Dear Mr. Glenfiddich,

Thank you very much for making your fine scotch whiskey. I am currently enjoying about 3 fingers of your 18 year old. She is mighty fine. Yesterday and today have shaken my trust in people, but I am pleased to report that my trust in your scotch has never been stronger. I am glad that there are things I can count on in this world.

Sincerely,
God I needed a drink.


Dear AY,

Fucking hell dude, keep it in your pants at work. It's not cool. We put you in a position of trust, trying to help move your career forward and this is how you repay us. Now we have clean up this mess, and I really hate cleaning up after others.
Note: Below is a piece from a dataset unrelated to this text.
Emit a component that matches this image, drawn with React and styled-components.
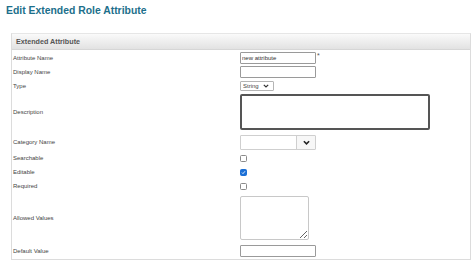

Use the BIG head at work, use the LITTLE head at home.

Sincerely,
Your Pissed off colleague.
 
Dear X.

Ok, seriously...Give up.

We know you fucked up (again)... Just admit that you fucked up and then you can ask for help fixing the fuck up and then we can move on.

We all know you fucked up, but if we have to go to you and tell you that you fucked up (again) then you won't learn and you are doomed to repeat it over and over until something explodes in your face.

Someone already fixed your last screwup without you knowing and he got in trouble for doing it.

Grow up... Admit what you did and learn.

Hell... I don't even work with you any more and I know all about it!
Yes, the guys keep me up to date with your rampant stupidity. How you have a job there and I don't is beyond quite a few of us.
 
Dear 7" dildo
Thanks for not being 6" cuz you really came through when I needed you. See ya real soon.